In this case, the headline is that the glory days of the open source stack are ending. This is not news to most vendors. A simple stack pushed toward users isn't going to make you rich anymore, unless you were obscenely rich and now wish to be merely rich.

Raven Zachary, who heads the new service, suggests stack vendors work with application vendors so customers have "one throat to choke." Basically, they have to find ways to expand vertically and horizontally, moving up the stack into applications which use it, and laterally into various industries.

The advice is integration. Integrate with solutions. Integrate with hardware. Get yourself embedded in something.

This is what most of these vendors are already doing. And having covered this space for two decades I have to admit I've seen this movie before. New vendors are maturing, big customers are demanding, alliances are forming.

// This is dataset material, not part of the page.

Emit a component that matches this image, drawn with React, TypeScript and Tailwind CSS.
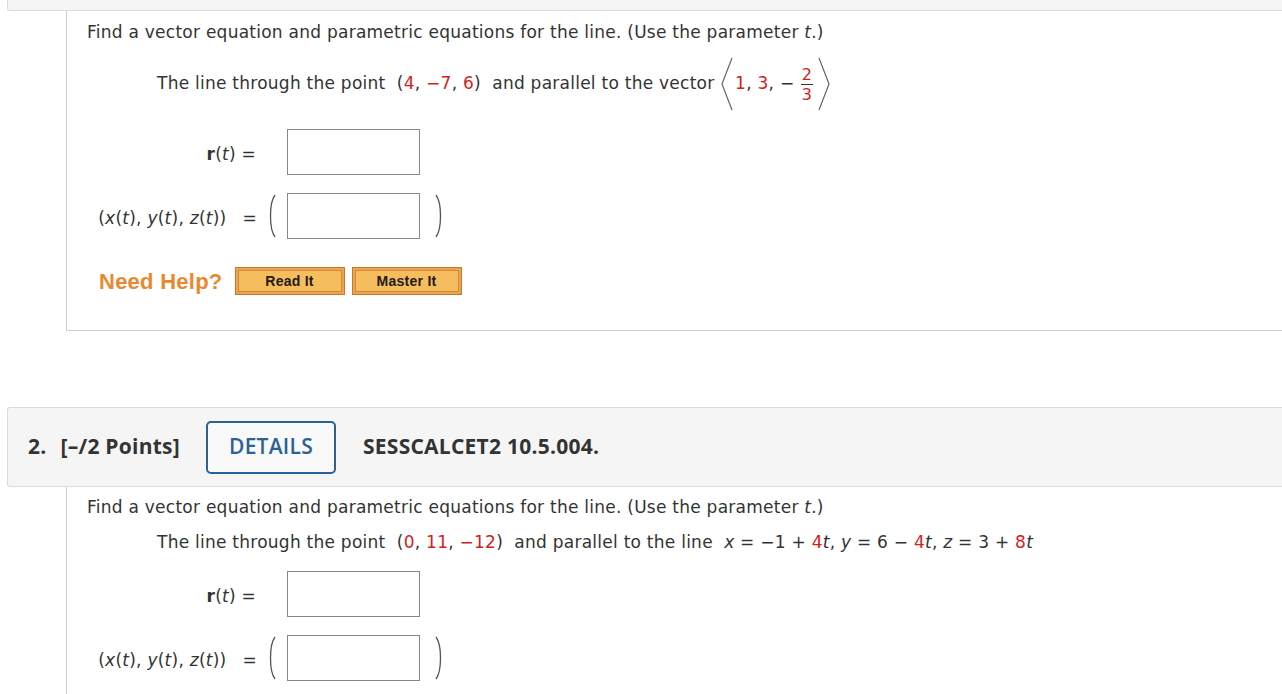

The real question is, in the world of open source, does this necessarily mean the same ending? (Consolidation.)

Personally I don't think so. While embedding worked fine when you could count on a continuing revenue stream, open source which gets too deeply embedded becomes free, since it no longer requires support, and support is where the money comes from.

The way open source firms survive in the future, to my mind, is to do something new. Always do something new, and useful, and valuable. So take a lesson from the author, not the story. You're only as good as what you're up to now.